Black-owned bookstores highlight community impact at New Orleans Book Festival


Owners of Black-owned bookstores encourage visitors to venture beyond festival grounds, as they continue their mission of community building 

NEW ORLEANS — Hundreds of authors are arriving in the city for the New Orleans Book Festival. Early Thursday morning, the Literacy Lounge at the festival was being stocked by the team from Baldwin & Company. Owner DJ Johnson says their pop-up store at the festival is bringing together an impressive lineup of writers.

“We have an amazing curation of phenomenal authors here. We have well over 250 authors,” Johnson said. “We have some of the most prominent thought leaders in the country.”

During the festival, readers will have the chance to meet their favorite writers and hear them in conversation with one another — sometimes pairing speakers audiences might not expect.

“People who you’d never think about pairing up in conversation before,” Johnson said.

Events like this are not new for Baldwin & Company.

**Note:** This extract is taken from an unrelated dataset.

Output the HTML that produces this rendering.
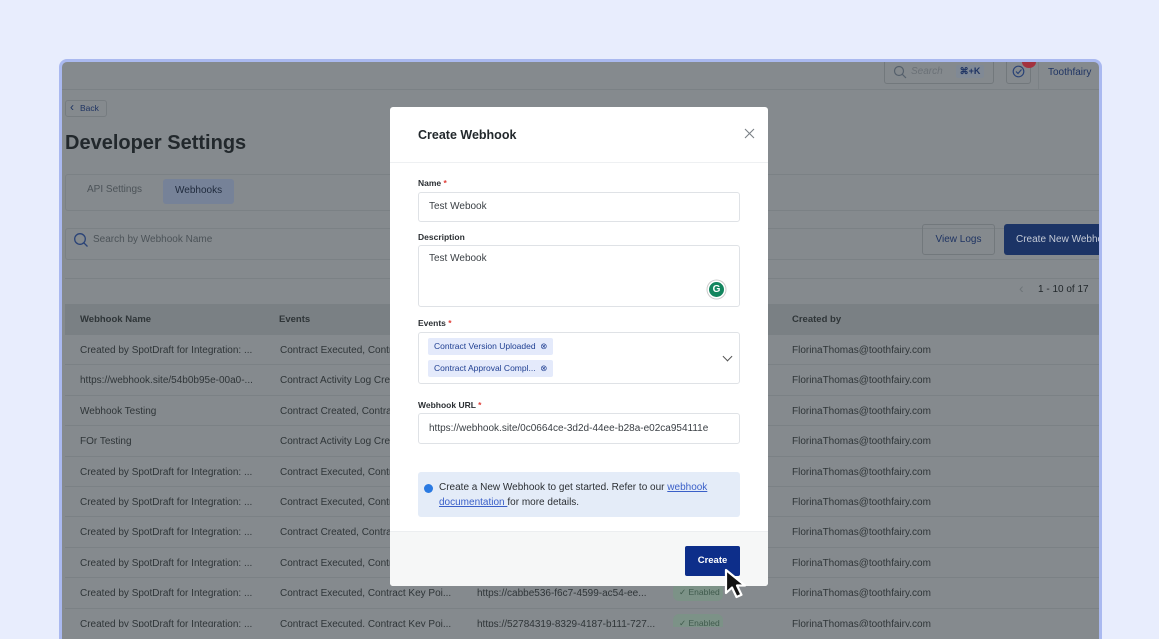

The bookstore frequently hosts author talks and community events at its brick-and-mortar location on Elysian Fields Avenue. The store is a community and cultural hub, something Johnson says isn’t unique to just his store, but for all Black-owned bookstores.

“Most Black businesses, we don’t have the luxury or the privilege to only be that business. We don’t have the luxury to only be a bookstore or only be a coffee shop,” Johnson said. “We have a responsibility through our ancestors that we have to serve the broader community’s needs. Whether that’s household goods, whether that’s rent assistance, whether that’s clothing and shoes, and school supplies. We at Baldwin and Company try to provide all those needs because we understand that a healthy family is a healthy mind, which develops a healthy community, which develops into a healthy world.”

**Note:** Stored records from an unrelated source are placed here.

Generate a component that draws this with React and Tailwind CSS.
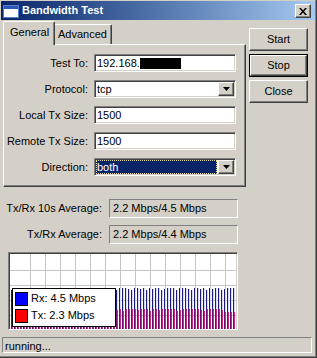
import React from "react";

const raised =
  "border border-t-white border-l-white border-r-[#404040] border-b-[#404040] shadow-[inset_-1px_-1px_0_#808080]";
const sunken =
  "border border-t-[#808080] border-l-[#808080] border-r-white border-b-white shadow-[inset_1px_1px_0_#404040,inset_-1px_-1px_0_#d4d0c8]";
const thinSunken =
  "border border-t-[#808080] border-l-[#808080] border-r-white border-b-white";

function DropButton() {
  return (
    <div className={`w-[16px] h-[14px] bg-[#d4d0c8] flex items-center justify-center ${raised}`}>
      <svg width="7" height="4" viewBox="0 0 7 4">
        <path d="M0 0h7L3.5 4z" fill="#000" />
      </svg>
    </div>
  );
}

function Row({ label, children }) {
  return (
    <div className="flex items-center h-[18px]">
      <div className="w-[84px] text-right">{label}</div>
      <div className={`ml-[6px] w-[142px] h-[18px] bg-white flex items-center ${sunken}`}>
        {children}
      </div>
    </div>
  );
}

function Chart() {
  const bars = [];
  for (let i = 0; i < 75; i++) {
    const rxTop = 34 + ((i * 7) % 5 === 0 ? 2 : (i * 3) % 4 === 1 ? 1 : 0);
    let txTop = 55 + ((i * 5) % 7 === 0 ? 1 : (i * 11) % 9 === 2 ? 2 : 0);
    if (i > 70) txTop = 58;
    bars.push({ x: i * 3 + 1, rxTop, txTop });
  }
  const vLines = [];
  for (let x = 20; x < 227; x += 15) vLines.push(x);
  const hLines = [16, 31, 46, 61];

  return (
    <div className={`relative ml-[8px] w-[230px] h-[78px] bg-white pt-[1px] pl-[1px] ${sunken}`}>
      <svg width="226" height="75" viewBox="0 0 226 75" className="block">
        <rect width="226" height="75" fill="#ffffff" />
        {vLines.map((x) => (
          <line key={"v" + x} x1={x + 0.5} y1="0" x2={x + 0.5} y2="75" stroke="#c4c4c4" />
        ))}
        {hLines.map((y) => (
          <line key={"h" + y} x1="0" y1={y + 0.5} x2="226" y2={y + 0.5} stroke="#c4c4c4" />
        ))}
        {bars.map((b, i) => (
          <g key={i}>
            <rect x={b.x} y={b.rxTop} width="2" height={75 - b.rxTop} fill="#d6d6f6" />
            <rect x={b.x} y={b.rxTop} width="1" height={75 - b.rxTop} fill="#1c1c80" />
            <rect x={b.x} y={b.txTop} width="2" height={75 - b.txTop} fill="#c8288e" />
            <rect x={b.x} y={b.txTop} width="1" height={75 - b.txTop} fill="#6c1070" />
          </g>
        ))}
      </svg>
      <div className="absolute left-[3px] top-[35px] w-[104px] h-[39px] bg-white border border-black pl-[2px] pt-[2px] flex flex-col gap-[2px]">
        <div className="flex items-center h-[15px]">
          <div className="w-[13px] h-[14px] bg-[#0000ff] border border-black" />
          <span className="ml-[3px]">Rx: 4.5 Mbps</span>
        </div>
        <div className="flex items-center h-[15px]">
          <div className="w-[13px] h-[14px] bg-[#ff0000] border border-black" />
          <span className="ml-[3px]">Tx: 2.3 Mbps</span>
        </div>
      </div>
    </div>
  );
}

export default function App() {
  return (
    <div className="relative w-[317px] h-[358px] overflow-hidden bg-[#d4d0c8] text-[11px] leading-none text-black font-['Liberation_Sans',Arial,sans-serif] shadow-[inset_-1px_-1px_0_#404040,inset_-2px_-2px_0_#808080]">
      {/* Title bar */}
      <div className="ml-[1px] pt-[1px] w-[314px]">
        <div className="h-[19px] bg-gradient-to-r from-[#0a246a] to-[#a6caf0] flex items-center pl-[2px] pr-[4px]">
          <svg width="16" height="13" viewBox="0 0 16 13" className="mt-[1px]">
            <rect x="0.5" y="0.5" width="15" height="12" fill="#ffffff" stroke="#5a7ec8" />
            <rect x="1" y="1" width="14" height="3" fill="#2a5ab8" />
          </svg>
          <span className="ml-[3px] text-white font-bold">Bandwidth Test</span>
          <div className={`ml-auto mt-[1px] w-[16px] h-[14px] bg-[#d4d0c8] flex items-center justify-center ${raised}`}>
            <svg width="8" height="7" viewBox="0 0 8 7">
              <path d="M0 0h2l2 2.5L6 0h2L5 3.5 8 7H6L4 4.5 2 7H0l3-3.5z" fill="#000" />
            </svg>
          </div>
        </div>
      </div>

      {/* Body */}
      <div className="flex mt-[1px]">
        <div className="ml-[3px] w-[243px]">
          <div className="flex items-end h-[23px]">
            <div className="relative z-10 -mb-px h-[24px] w-[52px] bg-[#d4d0c8] border-t border-l border-white border-r border-r-[#404040] rounded-t-[2px] shadow-[inset_-1px_0_0_#808080] flex items-center pl-[6px] pb-[3px]">
              General
            </div>
            <div className="h-[20px] w-[57px] bg-[#d4d0c8] border-t border-white border-r border-r-[#404040] rounded-tr-[2px] shadow-[inset_-1px_0_0_#808080] flex items-center pl-[3px] pb-[1px]">
              Advanced
            </div>
          </div>
          <div className={`h-[143px] pt-[9px] flex flex-col gap-[8px] ${raised}`}>
            <Row label="Test To:">
              <span className="ml-[2px]">192.168.</span>
              <span className="inline-block w-[41px] h-[11px] bg-black" />
            </Row>
            <Row label="Protocol:">
              <span className="ml-[2px]">tcp</span>
              <div className="ml-auto mr-[1px]">
                <DropButton />
              </div>
            </Row>
            <Row label="Local Tx Size:">
              <span className="ml-[2px]">1500</span>
            </Row>
            <Row label="Remote Tx Size:">
              <span className="ml-[2px]">1500</span>
            </Row>
            <Row label="Direction:">
              <div className="ml-[1px] mr-[1px] h-[14px] flex-1 bg-[#0a246a] text-white flex items-center pl-[1px] outline-1 outline-dotted outline-[#e8e0a0] -outline-offset-1">
                both
              </div>
              <div className="mr-[1px]">
                <DropButton />
              </div>
            </Row>
          </div>
        </div>

        <div className="ml-[3px] mt-[7px] w-[59px] flex flex-col gap-[3px]">
          <div className={`h-[23px] bg-[#d4d0c8] flex items-center justify-center ${raised}`}>Start</div>
          <div className="h-[23px] border border-black">
            <div className={`h-full bg-[#d4d0c8] flex items-center justify-center ${raised}`}>Stop</div>
          </div>
          <div className={`h-[23px] bg-[#d4d0c8] flex items-center justify-center ${raised}`}>Close</div>
        </div>
      </div>

      {/* Averages */}
      <div className="mt-[12px] flex flex-col gap-[7px]">
        <div className="flex items-center">
          <div className="w-[102px] text-right">Tx/Rx 10s Average:</div>
          <div className={`ml-[7px] w-[129px] h-[19px] flex items-center pl-[3px] ${thinSunken}`}>
            2.2 Mbps/4.5 Mbps
          </div>
        </div>
        <div className="flex items-center">
          <div className="w-[102px] text-right">Tx/Rx Average:</div>
          <div className={`ml-[7px] w-[129px] h-[19px] flex items-center pl-[3px] ${thinSunken}`}>
            2.2 Mbps/4.4 Mbps
          </div>
        </div>
      </div>

      {/* Graph */}
      <div className="mt-[8px]">
        <Chart />
      </div>

      {/* Status bar */}
      <div className={`mt-[7px] ml-[2px] w-[310px] h-[16px] flex items-center pl-[2px] pt-[2px] ${thinSunken}`}>
        running...
      </div>
    </div>
  );
}
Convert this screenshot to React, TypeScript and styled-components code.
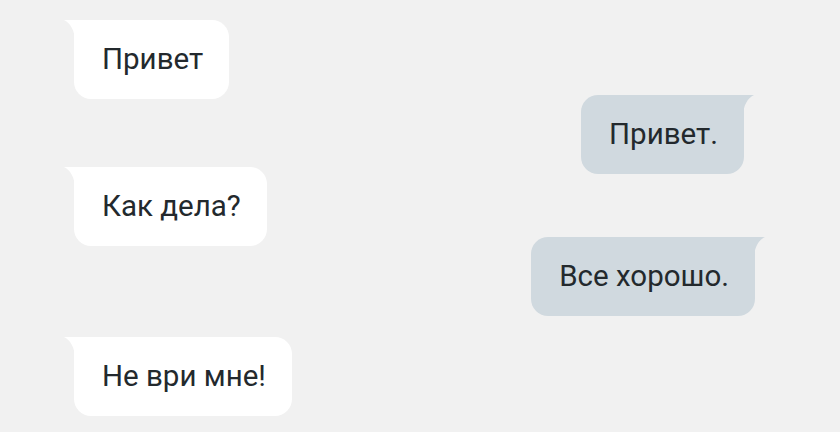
import React from "react";
import styled, { createGlobalStyle } from "styled-components";

const messages = [
	{ text: "Привет", mine: false, top: 20, shift: 0 },
	{ text: "Привет.", mine: true, top: -4, shift: 86 },
	{ text: "Как дела?", mine: false, top: -7, shift: 0 },
	{ text: "Все хорошо.", mine: true, top: -9, shift: 75 },
	{ text: "Не ври мне!", mine: false, top: 21, shift: 0 },
];

export default function App() {
	return (
		<>
			<GlobalStyle />
			<Chat>
				{messages.map((m, i) => (
					<Row key={i} $mine={m.mine} $top={m.top} $shift={m.shift}>
						<Bubble $mine={m.mine}>{m.text}</Bubble>
					</Row>
				))}
			</Chat>
		</>
	);
}

const GlobalStyle = createGlobalStyle`
	html, body {
		margin: 0;
		background: #f1f1f1;
	}
`;

const Chat = styled.div`
	display: flex;
	flex-direction: column;
	width: 840px;
	height: 432px;
	overflow: hidden;
	font-family: Roboto, "Noto Sans", sans-serif;
`;

const Row = styled.div<{ $mine: boolean; $top: number; $shift: number }>`
	display: flex;
	justify-content: ${({ $mine }) => ($mine ? "flex-end" : "flex-start")};
	margin-top: ${({ $top }) => $top}px;
	padding: ${({ $mine, $shift }) => ($mine ? `0 ${$shift + 10}px 0 0` : "0 0 0 74px")};
`;

const Bubble = styled.div<{ $mine: boolean }>`
	position: relative;
	display: flex;
	align-items: center;
	height: 79px;
	padding: 0 26px 1px 28px;
	box-sizing: border-box;
	border-radius: ${({ $mine }) => ($mine ? "17px 0 17px 17px" : "0 17px 17px 17px")};
	background: ${({ $mine }) => ($mine ? "#d0d9df" : "#ffffff")};
	color: #23292d;
	font-size: 29.5px;
	white-space: nowrap;

	&::before {
		content: "";
		position: absolute;
		top: 0;
		width: 11px;
		height: 22px;
		background: inherit;
		${({ $mine }) =>
			$mine
				? `right: -10px; clip-path: path('M11 0 H0 V22 C0 10 5 3 11 0 Z');`
				: `left: -10px; clip-path: path('M0 0 H11 V22 C11 10 6 3 0 0 Z');`}
	}
`;
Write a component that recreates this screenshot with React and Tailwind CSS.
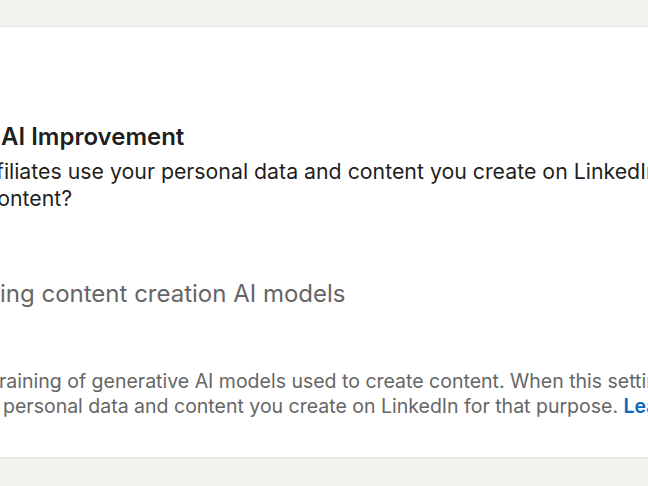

According to a recently curated directory by the National Association of Black Bookstores, Baldwin & Company is one of only two Black-owned bookstores in New Orleans. The other is the Community Book Center, located on historic Bayou Road.

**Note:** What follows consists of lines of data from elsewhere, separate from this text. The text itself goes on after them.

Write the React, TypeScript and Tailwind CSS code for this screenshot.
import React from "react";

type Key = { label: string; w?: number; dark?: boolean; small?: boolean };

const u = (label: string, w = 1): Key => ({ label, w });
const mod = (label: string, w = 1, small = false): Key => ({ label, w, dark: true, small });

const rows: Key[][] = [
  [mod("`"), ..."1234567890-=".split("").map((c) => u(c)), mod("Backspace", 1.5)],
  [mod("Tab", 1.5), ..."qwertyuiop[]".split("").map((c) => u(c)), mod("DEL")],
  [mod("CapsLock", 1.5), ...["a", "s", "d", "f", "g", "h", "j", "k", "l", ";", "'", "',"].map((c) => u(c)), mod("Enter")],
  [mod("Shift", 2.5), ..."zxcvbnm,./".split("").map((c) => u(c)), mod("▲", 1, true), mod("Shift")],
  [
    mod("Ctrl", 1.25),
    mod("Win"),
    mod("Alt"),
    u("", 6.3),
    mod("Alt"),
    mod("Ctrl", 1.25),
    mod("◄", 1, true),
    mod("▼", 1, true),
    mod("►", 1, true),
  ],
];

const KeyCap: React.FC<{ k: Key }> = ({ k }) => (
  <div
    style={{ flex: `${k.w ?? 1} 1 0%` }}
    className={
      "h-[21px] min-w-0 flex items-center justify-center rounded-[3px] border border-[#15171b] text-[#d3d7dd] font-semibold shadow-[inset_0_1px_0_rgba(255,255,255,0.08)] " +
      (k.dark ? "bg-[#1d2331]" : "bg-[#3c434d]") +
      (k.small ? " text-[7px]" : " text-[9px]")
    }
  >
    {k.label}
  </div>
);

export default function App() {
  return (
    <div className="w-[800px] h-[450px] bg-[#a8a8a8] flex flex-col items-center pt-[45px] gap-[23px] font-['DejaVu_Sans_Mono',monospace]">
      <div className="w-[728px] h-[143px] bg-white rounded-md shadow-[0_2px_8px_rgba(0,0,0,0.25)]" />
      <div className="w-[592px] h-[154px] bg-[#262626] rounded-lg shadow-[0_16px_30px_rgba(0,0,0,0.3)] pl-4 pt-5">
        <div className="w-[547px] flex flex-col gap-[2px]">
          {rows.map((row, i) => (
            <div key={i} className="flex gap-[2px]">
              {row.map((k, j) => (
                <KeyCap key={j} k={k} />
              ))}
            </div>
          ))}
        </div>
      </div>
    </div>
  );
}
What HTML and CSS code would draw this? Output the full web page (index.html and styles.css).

Founder Vera Warren Williams says the bookstore has been rooted in community service since it opened in 1983. Owners of both bookstores say Black-owned bookstores have long served as gathering spaces and intellectual hubs.

“It’s a meeting place, it’s a gathering place. It’s a place where people come together and get energy and give energy, to help strategize on how we can make our communities better,” Williams said.

That mission, Johnson says, is part of a long tradition.

“We are part of a movement, we are part of an infrastructure that has actually preserved democracy more than I would say any other infrastructure in terms of being voices of the people,” Johnson said. “[Black] bookstores have served as places where individuals can not only come and think out loud, but get the information that our powerful voices have helped prolong America into where it is today and position it to be the country it is today.”

Williams acknowledges the work hasn’t always been easy, but she says the need for spaces like Community Book Center remains strong.

“We saw the need that existed way back then and even more so now,” she said.

For visitors in town for the festival, bookstore owners encourage them to explore beyond the festival grounds.

“We welcome them, not only to Community Book Center but to historic Bayou Road,” Williams said.